Use the search field to find clusters by name and catalogs.

Start a cluster #

Click Start in the list of clusters.

A started cluster can automatically transition between running and suspended status depending on a defined cluster schedule.

Stop a cluster #

Click Stop in the list of clusters. To delete a cluster, you must stop it first.

A stopped cluster must be started manually. Any defined cluster schedule does not start a cluster.

Edit a cluster #

To access the Edit cluster panel, click then select the Edit cluster option. You can access the same edit options by clicking in the list of clusters.

You can edit the cluster name, catalogs, cluster type, execution mode, and the idle shutdown time without affecting your users or any running queries. How changes take effect depends on the status of your cluster.

Stopped: Configuration changes for a stopped cluster are applied immediately and displayed in the list of cluster. The new configuration is used when the cluster is started.

Suspended: Configuration changes for a suspended cluster are applied immediately and displayed in the list of clusters. The new configuration is used when the cluster is resumed.

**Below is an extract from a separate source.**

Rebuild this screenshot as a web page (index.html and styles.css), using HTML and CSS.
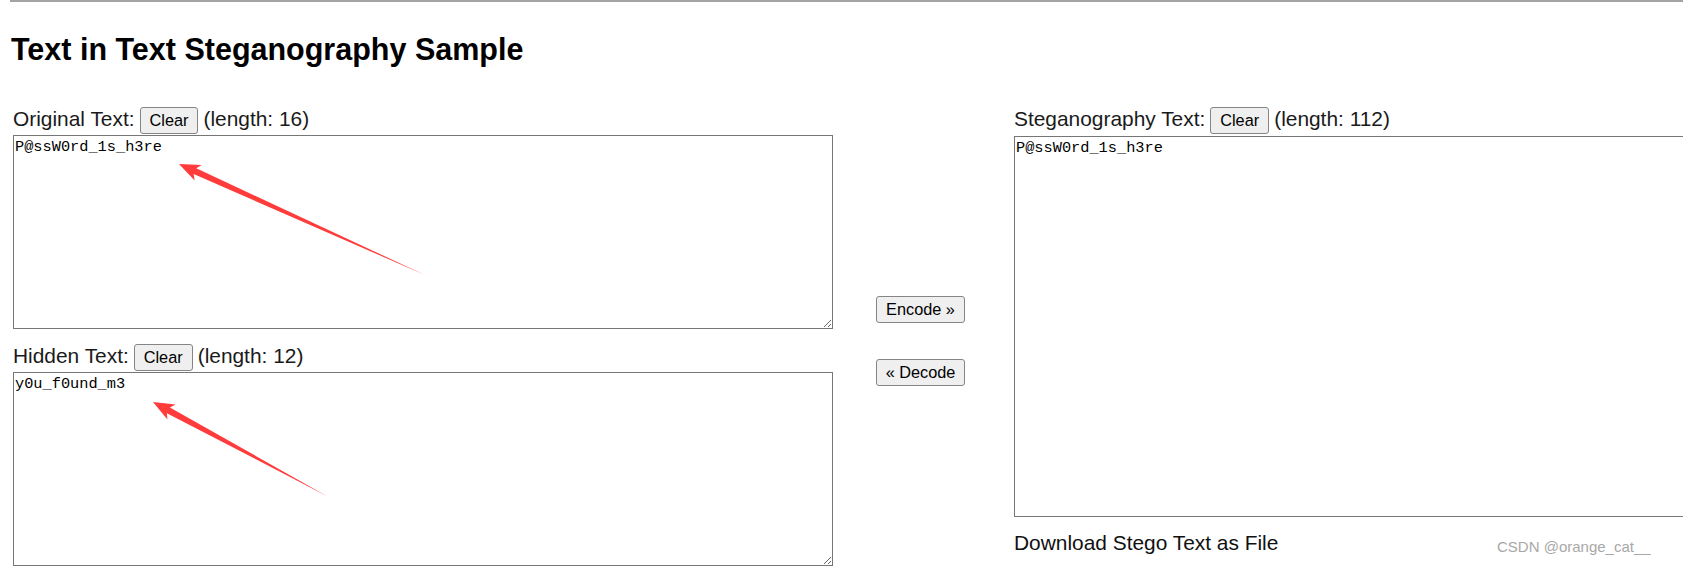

Running: Configuration changes for a running cluster open a dialog prompt offering the following choices:

  • Yes, update now: If you choose this option, queries running on the existing cluster finish, and a new cluster with the updated configuration is used for all new queries.
  • No, update later: If you choose this option, an update button appears under Quick actions in the list of clusters. Click the button once you are ready to apply the changes. Until then, the cluster continues to run using the current configuration. If you have an idle shutdown time configured, the cluster automatically transitions to suspended status once that time arrives. The new configuration is used when the cluster is resumed.

Delete a cluster #

Before you can delete a cluster, you must stop it in the list of clusters. Once stopped, click , then choose Delete cluster. Alternatively, you can access the edit cluster panel and click Delete cluster.